[comp.text] Bi-directional text and Unicode

tut@cairo.Sun.COM (Bill "Bill" Tuthill) (09/14/90)

Now that the US is falling into a military entanglement in the mideast,
I thought comp.texters might be interested in a discussion of BiDi,
taken from the minutes of a recent Unicode meeting.  (Note: Arabic and
Hebrew are written from right to left, so mixed text must be BiDi.)

--------------------------------------------------------------------
Scheinberg then turned to the final IBM area of concerns:  Bidi
Architecture.  He proposed that Unicode should:
"	* Remove BIDI thingies from Unicode R1.0
	* Remove (implicit) string direction from Unicode R1.0 "

The discussion started with a review of the three major Bidi text
models:	
	visual (store order is the same as presentation order)
	logical explicit (store order is logical, but presentation
		order is controlled with direction change controls)
	logical implicit (store order is logical, and presentation
		order is controlled algorithmically based in
		implicit directionality rules)

Unicode clearly has adopted the logical implicit model of bidirectional
text.  Scheinberg noted that "all IBM host data bases are in VISUAL",
and that "All IBM terminals have VISUAL user interface", and proposed
that to accomodate this Unicode should remove all reference to
implicit string direction.  The requirement to remove "BIDI thingies"
refers to U+200E and U+200F in particular, the LEFT-TO-RIGHT MARK
and RIGHT-TO-LEFT MARK (context markers, not direction controls;
used by implicit algorithms to force the marked layout order on a
bidi run of text when the unmarked layout order is not the desired order).

Someone was heard to remark "Visual is the most logical order..."

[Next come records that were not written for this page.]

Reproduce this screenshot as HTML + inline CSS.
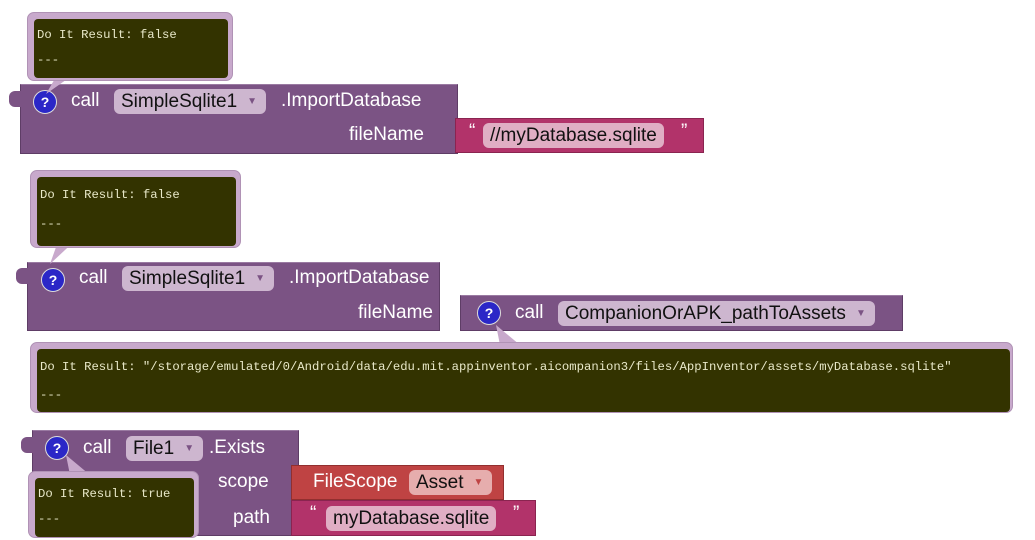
<!DOCTYPE html>
<html><head><style>
body{margin:0;width:1035px;height:540px;background:#fff;position:relative;overflow:hidden;font-family:"Liberation Sans",sans-serif}
.a{position:absolute;box-sizing:border-box}
.p{background:#7b5384;border:1px solid #5e3d66;border-top-color:#9a7aa2}
.s{background:#b2336a;border:1px solid #8a2450}
.r{background:#bf4343;border:1px solid #922f2f}
.t{color:#fff;font-size:19px;position:absolute;white-space:nowrap;margin-top:1px}
.dd{position:absolute;background:#cdb6cf;border-radius:6px;color:#111;font-size:19px;padding:0 7px;height:25px;line-height:25px;white-space:nowrap}
.dd i{font-style:normal;font-size:10px;color:#7b5384;margin-left:10px;margin-right:2px;vertical-align:3px}
.q{position:absolute;width:22px;height:22px;border-radius:50%;background:#2b27c7;border:1px solid #ddd;color:#fff;font-weight:bold;font-size:14px;text-align:center;line-height:22px}
.bub{position:absolute;background:#c8a9cc;border-radius:7px;border:1px solid #b092b5}
.in{position:absolute;background:#333300;border-radius:4px;color:#e8e8c8;font-family:"Liberation Mono",monospace;font-size:12.25px;line-height:25px;padding:4px 3px;white-space:pre}
.tab{position:absolute;width:12px;height:16px;background:#7b5384;border-radius:6px 0 0 6px}
.qm{color:#fff;position:absolute;font-size:19px}
</style></head><body>

<!-- Block 1 -->
<div class="a p" style="left:20px;top:84px;width:438px;height:70px"></div>
<div class="tab" style="left:9px;top:91px"></div>
<div class="q" style="left:33px;top:90px">?</div>
<div class="t" style="left:71px;top:89px">call</div>
<div class="dd" style="left:114px;top:89px">SimpleSqlite1<i>▼</i></div>
<div class="t" style="left:281px;top:89px">.ImportDatabase</div>
<div class="t" style="left:349px;top:123px">fileName</div>
<div class="a s" style="left:455px;top:118px;width:249px;height:35px"></div>
<div class="qm" style="left:469px;top:121px">“</div>
<div class="dd" style="left:483px;top:123px;background:#e0aec4">//myDatabase.sqlite</div>
<div class="qm" style="left:681px;top:121px">”</div>
<svg class="a" style="left:40px;top:70px" width="60" height="30"><polygon points="20,0 40,0 6,24" fill="#c8a9cc"/></svg>
<div class="bub" style="left:27px;top:12px;width:204px;height:67px"></div>
<div class="in" style="left:34px;top:19px;width:188px;height:51px">Do It Result: false
---</div>

<!-- Block 2 -->
<div class="a p" style="left:27px;top:262px;width:413px;height:69px"></div>
<div class="tab" style="left:16px;top:268px"></div>
<div class="q" style="left:41px;top:268px">?</div>
<div class="t" style="left:79px;top:266px">call</div>
<div class="dd" style="left:122px;top:266px">SimpleSqlite1<i>▼</i></div>
<div class="t" style="left:289px;top:266px">.ImportDatabase</div>
<div class="t" style="left:358px;top:301px">fileName</div>
<div class="a p" style="left:460px;top:295px;width:443px;height:36px"></div>
<div class="q" style="left:477px;top:301px">?</div>
<div class="t" style="left:515px;top:301px">call</div>
<div class="dd" style="left:558px;top:301px">CompanionOrAPK_pathToAssets<i>▼</i></div>
<svg class="a" style="left:40px;top:236px" width="60" height="30"><polygon points="20,0 40,0 10,28" fill="#c8a9cc"/></svg>
<div class="bub" style="left:30px;top:170px;width:209px;height:76px"></div>
<div class="in" style="left:37px;top:177px;width:193px;height:61px;line-height:29px">Do It Result: false
---</div>
<svg class="a" style="left:490px;top:325px" width="60" height="22"><polygon points="6,0 10,20 30,20" fill="#c8a9cc"/></svg>
<div class="bub" style="left:30px;top:342px;width:981px;height:69px"></div>
<div class="in" style="left:37px;top:349px;width:967px;height:55px;line-height:28px">Do It Result: "/storage/emulated/0/Android/data/edu.mit.appinventor.aicompanion3/files/AppInventor/assets/myDatabase.sqlite"
---</div>

<!-- Block 3 -->
<div class="a p" style="left:32px;top:430px;width:267px;height:106px"></div>
<div class="tab" style="left:21px;top:437px"></div>
<div class="q" style="left:45px;top:436px">?</div>
<div class="t" style="left:83px;top:436px">call</div>
<div class="dd" style="left:126px;top:436px">File1<i>▼</i></div>
<div class="t" style="left:209px;top:436px">.Exists</div>
<div class="t" style="left:218px;top:470px">scope</div>
<div class="t" style="left:233px;top:506px">path</div>
<div class="a r" style="left:291px;top:465px;width:213px;height:35px"></div>
<div class="t" style="left:313px;top:470px">FileScope</div>
<div class="dd" style="left:409px;top:470px;background:#e6adad">Asset<i style="color:#bf4343">▼</i></div>
<div class="a s" style="left:291px;top:500px;width:245px;height:36px"></div>
<div class="qm" style="left:310px;top:503px">“</div>
<div class="dd" style="left:326px;top:506px;background:#e0aec4">myDatabase.sqlite</div>
<div class="qm" style="left:513px;top:503px">”</div>
<svg class="a" style="left:60px;top:455px" width="40" height="22"><polygon points="6,0 10,20 30,20" fill="#c8a9cc"/></svg>
<div class="bub" style="left:28px;top:471px;width:169px;height:65px"></div>
<div class="in" style="left:35px;top:478px;width:153px;height:51px">Do It Result: true
---</div>
</body></html>
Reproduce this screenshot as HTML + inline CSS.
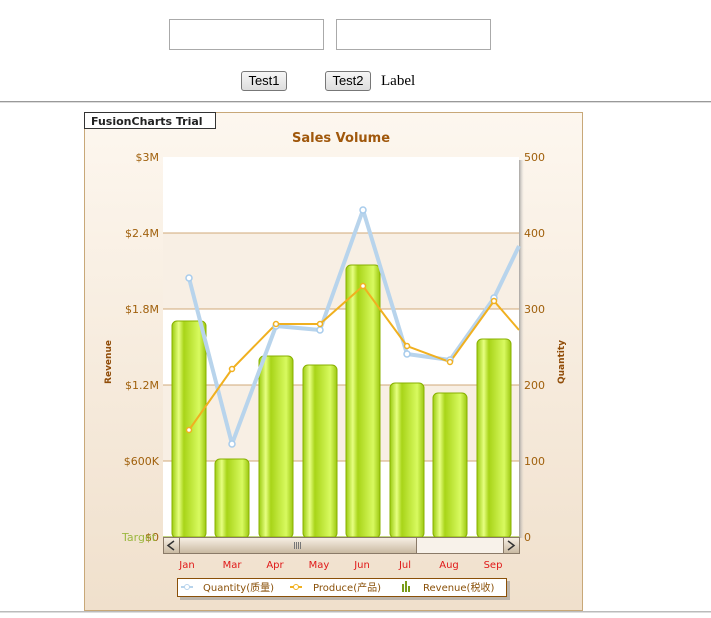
<!DOCTYPE html><html><head><style>
body{margin:0;width:711px;height:618px;background:#fff;position:relative;overflow:hidden;font-family:"Liberation Sans",sans-serif}
.in{position:absolute;top:19px;width:155px;height:31px;border:1px solid #aaa;box-sizing:border-box;background:#fff}
.b{position:absolute;top:71px;height:20px;width:46px;border:1px solid #777;border-radius:3px;background:linear-gradient(#f6f6f6,#ddd);font-size:13px;text-align:center;line-height:18px;box-sizing:border-box}
.hr{position:absolute;left:0;width:711px;height:0;border-top:1px solid #999;border-bottom:1px solid #ddd}
</style></head><body>
<div class="in" style="left:169px"></div><div class="in" style="left:336px"></div>
<div class="b" style="left:241px">Test1</div><div class="b" style="left:325px">Test2</div>
<div style="position:absolute;left:381px;top:73px;font:15px 'Liberation Serif',serif">Label</div>
<div class="hr" style="top:101px"></div>
<div class="hr" style="top:611px;border-top-color:#bbb"></div>
<svg style="position:absolute;left:0;top:0" width="711" height="618" font-family="DejaVu Sans,sans-serif">
<defs>
<linearGradient id="bg" x1="0" y1="0" x2="0" y2="1"><stop offset="0" stop-color="#fdf7ef"/><stop offset="1" stop-color="#f0e0cc"/></linearGradient>
<linearGradient id="bar" x1="0" y1="0" x2="1" y2="0"><stop offset="0" stop-color="#9ccc10"/><stop offset=".2" stop-color="#e6ff80"/><stop offset=".35" stop-color="#a8d418"/><stop offset=".8" stop-color="#d8fa60"/><stop offset="1" stop-color="#9cc810"/></linearGradient>
<linearGradient id="sb" x1="0" y1="0" x2="0" y2="1"><stop offset="0" stop-color="#f8f0e6"/><stop offset="1" stop-color="#c8b8a0"/></linearGradient>
<linearGradient id="sh" x1="0" y1="0" x2="1" y2="0"><stop offset="0" stop-color="#666"/><stop offset="1" stop-color="#ccc" stop-opacity="0"/></linearGradient>
</defs>
<rect x="84.5" y="112.5" width="498" height="498" fill="url(#bg)" stroke="#c8a878"/>
<rect x="84.5" y="112.5" width="131" height="16" fill="#fff" stroke="#333"/>
<text x="91" y="125" font-size="11" font-weight="bold" fill="#222">FusionCharts Trial</text>
<text x="341" y="142" font-size="13" font-weight="bold" fill="#a0580c" text-anchor="middle">Sales Volume</text>
<rect x="517" y="160" width="7" height="378" fill="url(#sh)"/>
<rect x="163" y="157" width="356" height="76" fill="#fff"/>
<rect x="163" y="233" width="356" height="76" fill="#f8efe4"/>
<rect x="163" y="309" width="356" height="76" fill="#fff"/>
<rect x="163" y="385" width="356" height="76" fill="#f8efe4"/>
<rect x="163" y="461" width="356" height="76" fill="#fff"/>
<g stroke="#d0a878"><line x1="163" y1="233" x2="519" y2="233"/><line x1="163" y1="309" x2="519" y2="309"/><line x1="163" y1="385" x2="519" y2="385"/><line x1="163" y1="461" x2="519" y2="461"/></g>
<g font-size="11" fill="#a0600c" text-anchor="end">
<text x="159" y="161">$3M</text><text x="159" y="237">$2.4M</text><text x="159" y="313">$1.8M</text><text x="159" y="389">$1.2M</text><text x="159" y="465">$600K</text><text x="159" y="541">$0</text></g>
<text x="122" y="541" font-size="11" fill="#9cb840">Target</text>
<g font-size="11" fill="#a0600c"><text x="524" y="161">500</text><text x="524" y="237">400</text><text x="524" y="313">300</text><text x="524" y="389">200</text><text x="524" y="465">100</text><text x="524" y="541">0</text></g>
<text transform="translate(111,362) rotate(-90)" font-size="9" font-weight="bold" fill="#904c08" text-anchor="middle">Revenue</text>
<text transform="translate(564,362) rotate(-90)" font-size="9" font-weight="bold" fill="#904c08" text-anchor="middle">Quantity</text>
<g fill="url(#bar)" stroke="#88b000">
<rect x="172" y="321" width="34" height="217" rx="5"/><rect x="215" y="459" width="34" height="79" rx="5"/>
<rect x="259" y="356" width="34" height="182" rx="5"/><rect x="303" y="365" width="34" height="173" rx="5"/>
<rect x="346" y="265" width="34" height="273" rx="5"/><rect x="390" y="383" width="34" height="155" rx="5"/>
<rect x="433" y="393" width="34" height="145" rx="5"/><rect x="477" y="339" width="34" height="199" rx="5"/></g>
<polyline points="189,278 232,444 276,326 320,330 363,210 407,354 450,360 494,298 519,246" fill="none" stroke="#b8d4ec" stroke-width="4" stroke-linejoin="round"/>
<polyline points="189,430 232,369 276,324 320,324 363,286 407,346 450,362 494,301 519,330" fill="none" stroke="#f0b020" stroke-width="2"/>
<g fill="#fff" stroke="#a8ccec" stroke-width="1.5"><circle cx="189" cy="278" r="3"/><circle cx="232" cy="444" r="3"/><circle cx="276" cy="326" r="3"/><circle cx="320" cy="330" r="3"/><circle cx="363" cy="210" r="3"/><circle cx="407" cy="354" r="3"/><circle cx="450" cy="360" r="3"/><circle cx="494" cy="298" r="3"/></g>
<g fill="#fff" stroke="#f0b020" stroke-width="1.5"><circle cx="189" cy="430" r="2.5"/><circle cx="232" cy="369" r="2.5"/><circle cx="276" cy="324" r="2.5"/><circle cx="320" cy="324" r="2.5"/><circle cx="363" cy="286" r="2.5"/><circle cx="407" cy="346" r="2.5"/><circle cx="450" cy="362" r="2.5"/><circle cx="494" cy="301" r="2.5"/></g>
<line x1="163" y1="537" x2="519" y2="537" stroke="#88b000"/>
<rect x="163.5" y="537.5" width="356" height="16" fill="#f8f2ea" stroke="#8a7a68"/>
<rect x="179.5" y="537.5" width="237" height="16" fill="url(#sb)" stroke="#8a7a68"/>
<rect x="163.5" y="537.5" width="16" height="16" fill="url(#sb)" stroke="#8a7a68"/>
<rect x="503.5" y="537.5" width="16" height="16" fill="url(#sb)" stroke="#8a7a68"/>
<path d="M174 541 L168 545.5 L174 550 M508 541 L514 545.5 L508 550" fill="none" stroke="#333" stroke-width="1.5"/>
<path d="M294.5 542v7M296.5 542v7M298.5 542v7M300.5 542v7" stroke="#777"/>
<g font-size="10" fill="#e01818" text-anchor="middle"><text x="187" y="568">Jan</text><text x="232" y="568">Mar</text><text x="275" y="568">Apr</text><text x="319" y="568">May</text><text x="362" y="568">Jun</text><text x="405" y="568">Jul</text><text x="449" y="568">Aug</text><text x="493" y="568">Sep</text></g>
<rect x="180" y="581" width="330" height="19" fill="#888" opacity=".5"/>
<rect x="177.5" y="578.5" width="329" height="18" fill="#fff" stroke="#8a5008"/>
<g font-family="DejaVu Sans,Noto Sans CJK SC,sans-serif" font-size="10" fill="#8a5008">
<text x="203" y="591">Quantity(质量)</text><text x="313" y="591">Produce(产品)</text><text x="423" y="591">Revenue(税收)</text></g>
<path d="M181 587h12" stroke="#b8d4ec" stroke-width="2"/><circle cx="187" cy="587" r="2.5" fill="#fff" stroke="#b8d4ec"/>
<path d="M290 587h12" stroke="#f0b020" stroke-width="2"/><circle cx="296" cy="587" r="2.5" fill="#fff" stroke="#f0b020"/>
<path d="M402 584h2v8h-2zM405 581h2v11h-2zM408 586h2v6h-2z" fill="#7a9c18"/>
</svg>
</body></html>
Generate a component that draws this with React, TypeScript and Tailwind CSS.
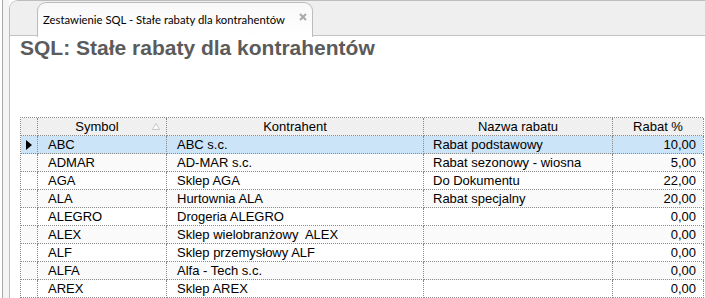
import React from "react";

const rows = [
  ["ABC", "ABC s.c.", "Rabat podstawowy", "10,00"],
  ["ADMAR", "AD-MAR s.c.", "Rabat sezonowy - wiosna", "5,00"],
  ["AGA", "Sklep AGA", "Do Dokumentu", "22,00"],
  ["ALA", "Hurtownia ALA", "Rabat specjalny", "20,00"],
  ["ALEGRO", "Drogeria ALEGRO", "", "0,00"],
  ["ALEX", "Sklep wielobranżowy  ALEX", "", "0,00"],
  ["ALF", "Sklep przemysłowy ALF", "", "0,00"],
  ["ALFA", "Alfa - Tech s.c.", "", "0,00"],
  ["AREX", "Sklep AREX", "", "0,00"],
];

const cell = "border-r border-b border-dotted border-[#8a8a8a] h-[18px] flex items-center whitespace-pre overflow-hidden";

export default function App() {
  return (
    <div className="w-[705px] h-[298px] overflow-hidden flex bg-white" style={{ fontFamily: '"Liberation Sans", Arial, sans-serif' }}>
      <div className="w-[9px] flex shrink-0">
        <div className="w-[2px]" />
        <div className="w-px bg-[#a8a8a8]" />
        <div className="flex-1 bg-[#f4f4f4]" />
      </div>
      <div className="flex-1 flex flex-col border-l border-t border-[#bdbdbd] rounded-tl-[9px] overflow-hidden">
        <div className="h-[35px] bg-[#efefef] border-b border-[#c3c3c3] pl-[27px] pt-[1px] flex items-start shrink-0">
          <div className="relative w-[276px] h-[35px] -mb-px bg-gradient-to-b from-[#f8f8f8] to-white border border-b-0 border-[#bcbcbc] rounded-t-[9px]">
            <span className="absolute left-[5px] top-[10px] text-[11.3px] leading-[14px] text-black whitespace-nowrap" style={{ fontFamily: 'Lato, "Noto Sans", sans-serif' }}>
              Zestawienie SQL - Stałe rabaty dla kontrahentów
            </span>
            <svg className="absolute left-[261px] top-[10px]" width="8" height="8" viewBox="0 0 8 8">
              <path d="M1 1 L7 7 M7 1 L1 7" stroke="#a9a9a9" strokeWidth="2" />
            </svg>
          </div>
        </div>
        <div className="pl-[10px] flex flex-col">
          <div className="text-[21px] leading-[23px] font-bold text-[#5b5b5b] whitespace-nowrap">SQL: Stałe rabaty dla kontrahentów</div>
          <div className="mt-[58px] w-[683px] border-l border-t border-dotted border-[#8a8a8a] text-[13px] text-black">
            <div className="grid grid-cols-[17px_129px_257px_189px_91px] bg-[#f0f0f0]">
              <div className={cell} />
              <div className={cell + " justify-center relative"}>
                <span className="mr-[10px]">Symbol</span>
                <svg className="absolute left-[114px] top-[5px]" width="8" height="7" viewBox="0 0 8 7">
                  <path d="M4 0.5 L7.5 6.5 L0.5 6.5 Z" fill="#ffffff" stroke="#c6c6c6" strokeWidth="1" />
                </svg>
              </div>
              <div className={cell + " justify-center"}>Kontrahent</div>
              <div className={cell + " justify-center"}>Nazwa rabatu</div>
              <div className={cell + " justify-center"}>Rabat %</div>
            </div>
            {rows.map((r, i) => {
              const bg = i === 0 ? "bg-[#cce4f7]" : i % 2 === 0 ? "bg-white" : "bg-[#fafafa]";
              return (
                <div key={i} className={"grid grid-cols-[17px_129px_257px_189px_91px] " + bg}>
                  <div className={cell + " justify-center"}>
                    {i === 0 && (
                      <svg width="6" height="10" viewBox="0 0 6 10">
                        <path d="M0 0 L6 5 L0 10 Z" fill="#000" />
                      </svg>
                    )}
                  </div>
                  <div className={cell + " pl-[10px]"}>{r[0]}</div>
                  <div className={cell + " pl-[10px]"}>{r[1]}</div>
                  <div className={cell + " pl-[9px]"}>{r[2]}</div>
                  <div className={cell + " justify-end pr-[7px]"}>{r[3]}</div>
                </div>
              );
            })}
          </div>
        </div>
      </div>
    </div>
  );
}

A number of examples of problematical cases were worked through, with
the general consensus remaining that logical order was clearly
specifiable, and that the implicit algorithm does the best job of
handling bidi presentation.  All (including Scheinberg) agreed that
logical order was necessary for general transmission of mixed
Arabic/Hebrew and Roman plain text out of context.  But he and
Gera argued strongly for not disallowing visual order text encoding
(in support of the preexisting database stores and software in Israel,
etc.).

Whistler argued that there is a difference between 1) generic Unicode
(including bidi), which is textual data to be picked up (in principle)
at random by a receiver and interpreted, and 2) contractual Unicode,
where software implemented in Unicode is involved in a "contractual"
intercommunication with a communicating source which has certain
storage and interface conventions.  For generic Unicode bidi plain
text there is no reasonable alternative to logical text order.
However, for contractual Unicode bidi text, this need not be the
case.  For example, a Unicode database front end hooked up to an
Israeli database containing visual bidi data fields should have
no problem doing the correct parsing (field by field--since the
fields themselves provide the necessary context for relating
visual to logical order).  All communication to the database can
be exactly in the form expected by the database, and communication
with the user can be maintained with a visual order editing interface,
if that is the expected behavior.  The only expectation which cannot
be met is that this can be done without having to change any software.
However, it CAN be done without having to change the databases or
the data stored in them.

Scheinberg argued that the implicit algorithm for bidi text must
be published in the Unicode document, so that all implementers will
be doing the same thing.  This was generally viewed as a desirable
thing to do, but Becker and Davis claimed that the publication
should not be held up for a 100% algorithm.  The 99% case is relatively
easy and should be published now.  Davis agreed to write up a
strawman statement of the relevant algorithm for discussion and
comment.

The meeting adjourned, but the arguments continued.....

							--Ken Whistler